SYNOPSIS
The brave marshal, the evil
saloon-keeper who "owns" the town, the drunken old sawbones -
Best
Of The West was a rollicking spoof of the clichés of TV Westerns.
"Best" was Sam Best, a Civil War veteran from Philadelphia who
journeyed West in 1865.
With him were his 10-year-old son Daniel and his new wife Elvira, a Southern
belle whom he had met while burning her father's plantation to the ground. Elvira
and smart-mouthed Daniel were not exactly at home on the rough-and-tumble frontier. Elvira
did her best to tidy up their new cabin, though.

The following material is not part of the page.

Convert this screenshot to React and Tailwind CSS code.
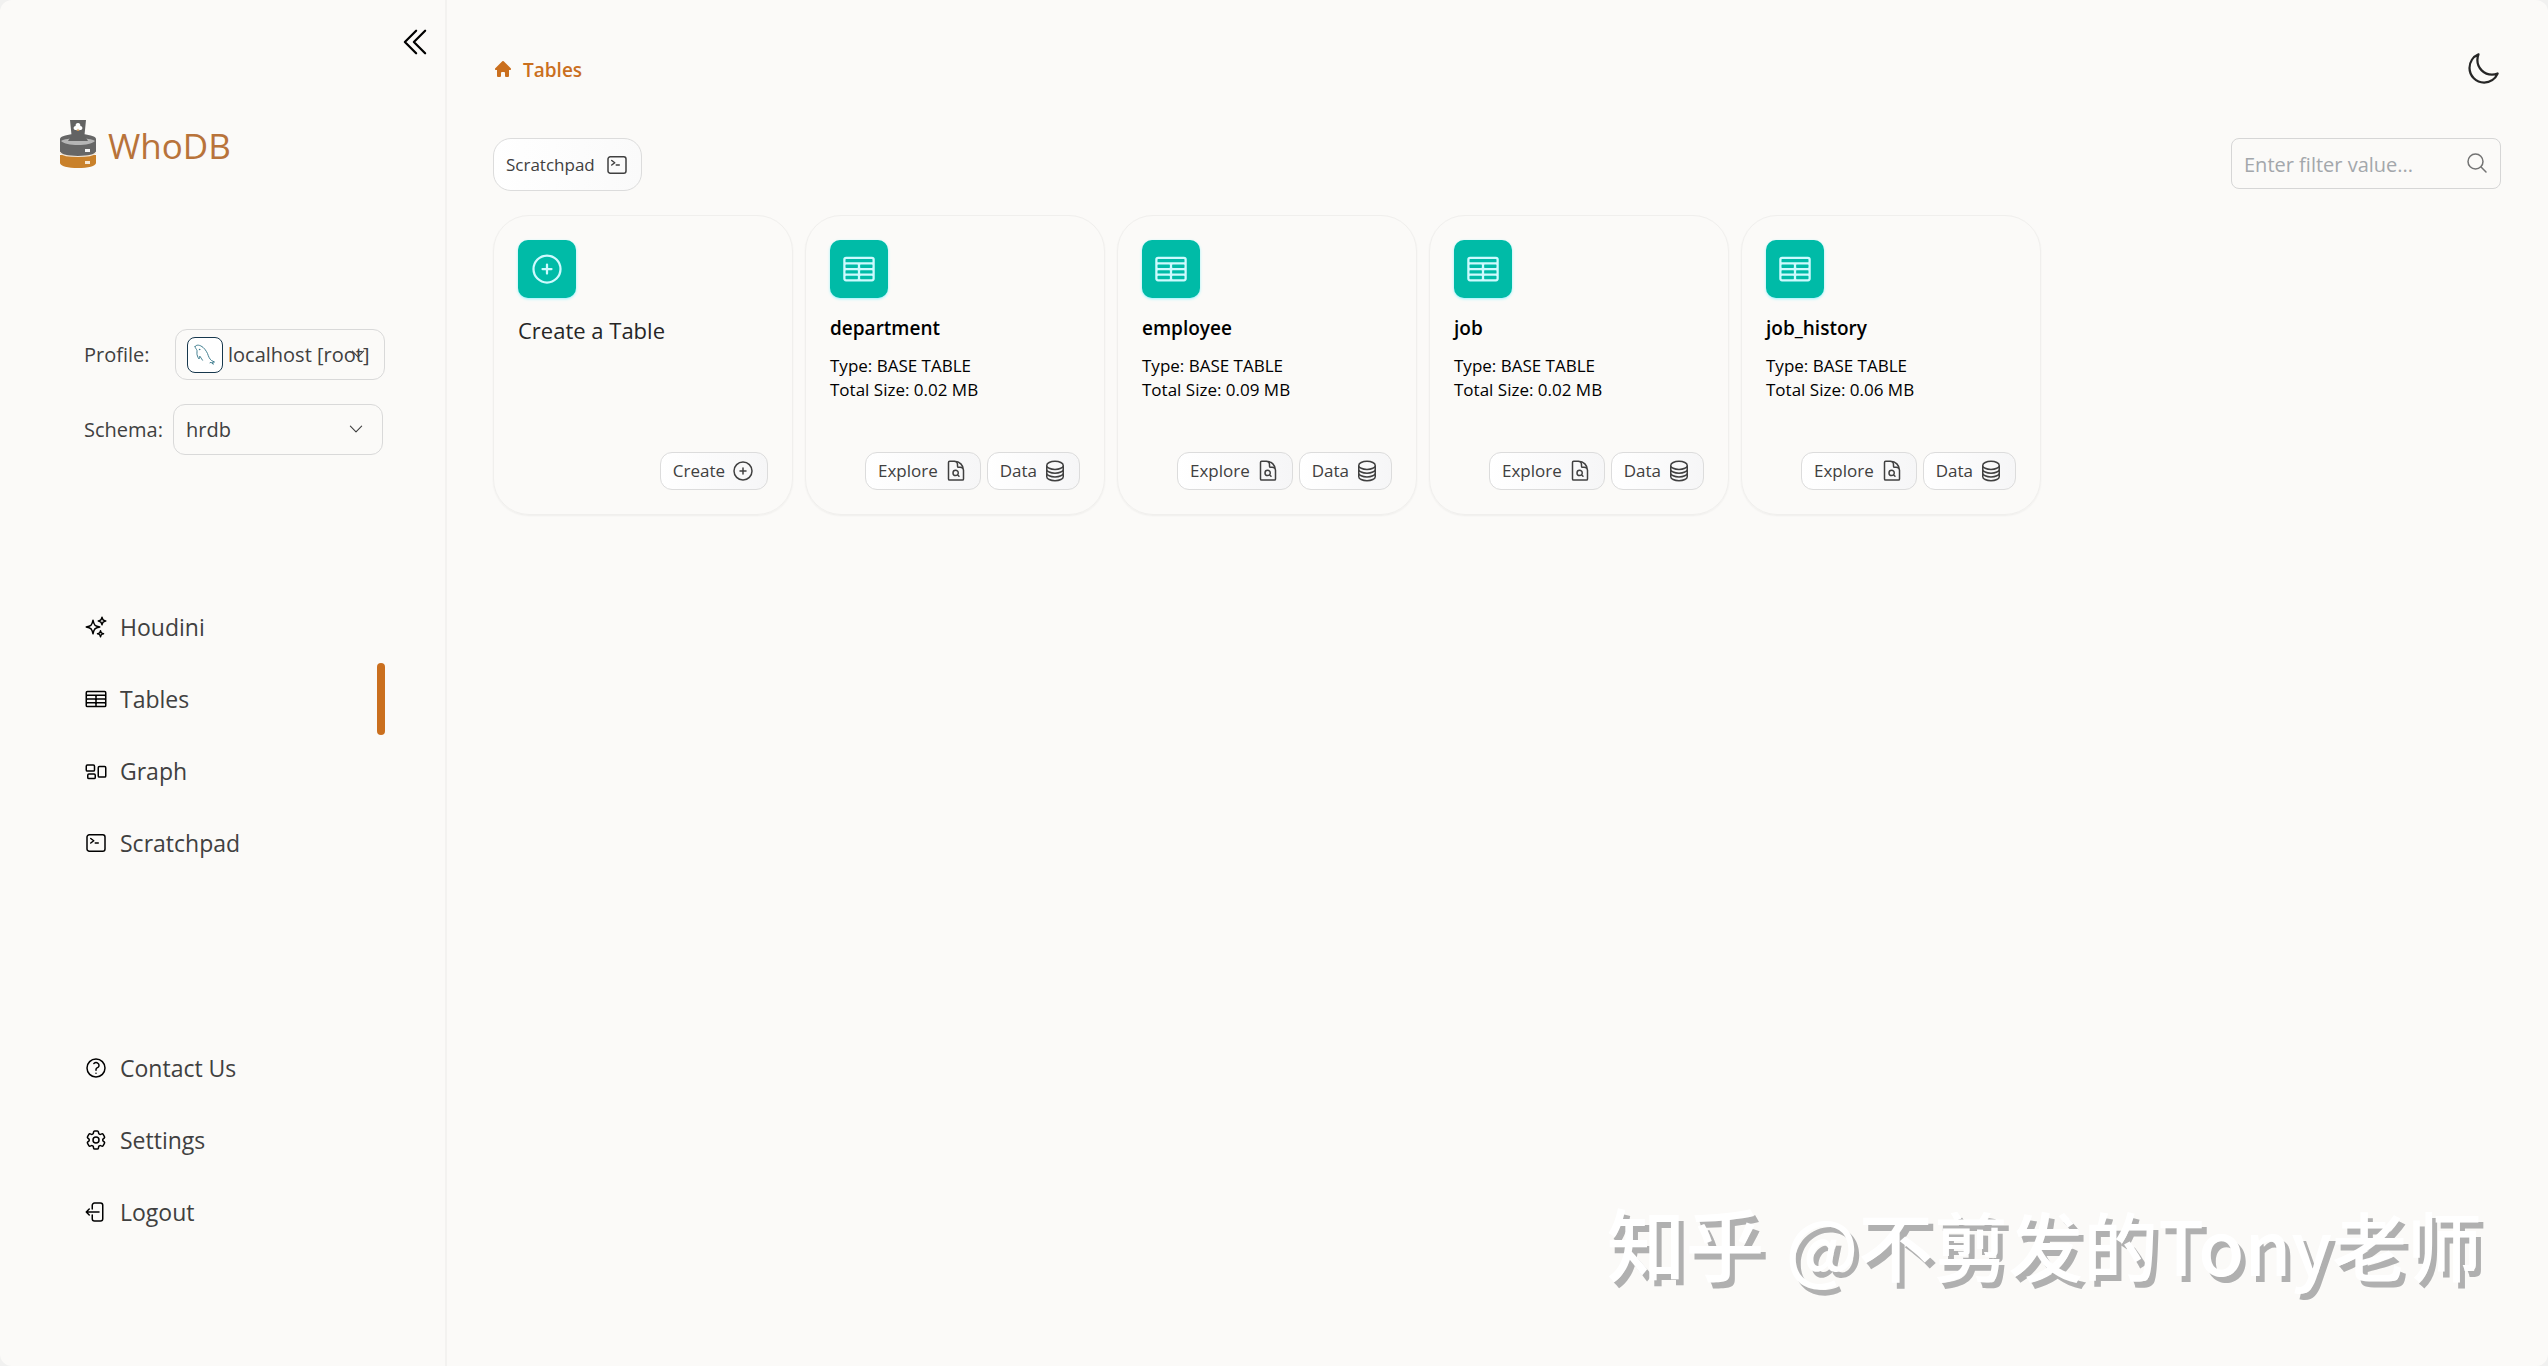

Dabbing
daintily at the floor with a broom, she sighed "I just can't seem to
get the dirt off this floor" - to which Sam dead-panned, "it's a dirt floor." And
from city kid Daniel came: "I
want you to understand, Dad, I'm never going outside."
But Sam's
problems weren't confined to home. First, there was the Calico
Kid, an incompetent gunfighter who terrorized the town until Sam accidentally
drove him off, thereby earning himself the job of town Marshal. A more
continuing source of aggravation was Parker Tillman, the villainous proprietor of the
Square Deal Saloon (and most of the rest of Copper Creek). Though his
fastidious, prissy demeanor seemed totally out of place
in the West, Tillman had his manicured fingers in every racket imaginable. When
his construction company put up the new jail, the building promptly collapsed;
when the townspeople had to fight a flood, he rented them shovels.
Also in the
cast was Tillman's dim-witted henchman, Frog, bawdy mountain woman Laney
Gibbs, and - of course - drunk old Doc Kullens.